Synopsis: This study reveals altered expression of mitochondrial pathways including the tricarboxylic acid cycle and changes in metabolite profiles in malate dehydrogenase 2 deficiency and provides the molecular basis for triheptanoin treatment in this ultra-rare disease.

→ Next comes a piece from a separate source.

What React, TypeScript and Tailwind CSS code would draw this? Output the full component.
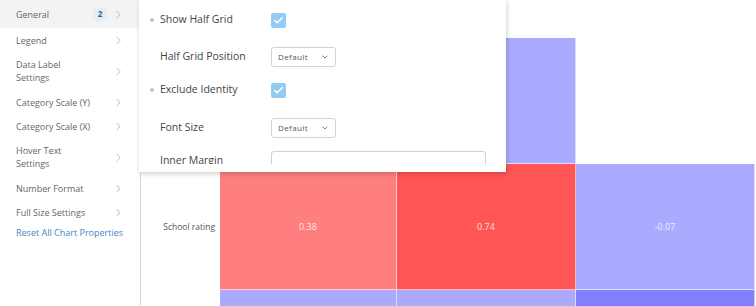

Keywords: Human induced pluripotent stem cell technology; Malate aspartate shuttle; Malate dehydrogenase 2 deficiency; Metabolic profiling; Proteomics; Triheptanoin; hiPSC-derived hepatocytes.

Fig. 1

Scheme showing energy metabolism pathways, the MDH2 enzyme and the rational for triheptanoin treatment as alternative energy fuel. FA: fatty acid; C7: heptanoate; Glu: glutamate; 2-KG: 2-ketoglutarate.

Fig. 2

hiPSCs and hiPSC-Heps generation and characterization. (A) Relative mRNA expression levels of pluripotency markers OCT3/4, NANOG and SOX2 in MDH2D hiPSCs and in fibroblasts which were used as negative control (neg. ctrl) and in previously generated and characterized Ctrl hiPSCs which were used as positive control (pos. ctrl) for pluripotency marker expression. (B) Relative mRNA expression levels of hepatocyte-specific markers ALB and HNF4A in MDH2 hiPSC-Heps and the same control samples as described in (A). n.a.; no amplification. (C) Representative images of Ctrl (upper) and MDH2D (lower) hiPSCs through-out the differentiation process to hiPSC-Heps, illustrating cell morphological changes.

Fig. 3

Western blot analysis of MDH2 and additional components of the malate aspartate shuttle. (A) MDH2 protein levels in MDH2D fibroblasts, induced pluripotent stem cells (hiPSCs) and differentiated hepatocytes (hiPSC-Heps) along with corresponding Ctrl, as determined by western blot. Two further replicates are presented in Supp. Fig. 1A. (B, C) MDH1, Citrin and GOT2 protein levels in MDH2D and Ctrl hiPSC-Heps as determined (B) and quantified (C) by western blot. A further replicate as well as western blot of each protein in fibroblasts and hiPSCs are presented in Supp. Fig. 1B. For both (A) and (B), B-Actin was used as loading control/housekeeping protein. For (B), MDH1 and Citrin was analyzed on the same membrane, therefore an identical image for B-Actin is shown here.

Fig. 4

Untargeted proteotyping reveals altered mitochondrial protein levels in MDH2-deficient patient-derived hiPSC-Heps. (A) Principal component analysis (PCA) revealing clear separation of MDH2D and Ctrl hiPSC-Heps. (B) Volcano plot demonstrating differential protein expression in MDH2D and Ctrl hiPSC-Heps. Mitochondrial proteins, as defined by MitoCarta3.0 are in orange, MDH2 in teal. Two-sided t-test was used to calculate p-values. (C and D) Sample clustering of mitochondrial (C) and specifically TCA cycle enzymes (D) in MDH2D and Ctrl hiPSC-Heps. Three replicates per cell line are represented.

Fig. 5

Untargeted metabolite profiling of MDH2-deficient patient-derived hiPSC-Heps. (A) Sample clustering of metabolites determined in MDH2D and Ctrl hiPSC-Heps. (B) Differential metabolite concentrations in untreated MDH2D and Ctrl hiPSC-Heps. (C) Principal component analysis (PCA) of metabolite concentrations showing separation of MDH2D and Ctrl hiPSC-Heps upon treatments. Treatments were either heptanoate alone (Hept) or heptanoate and glycerol combined (HeptGlyc) or solvent only (=DMSO; none). (D) Response of fumarate, malate and aspartate to treatments. Other measured metabolites are provided in Suppl. Fig. 3. Three replicates per cell line are represented.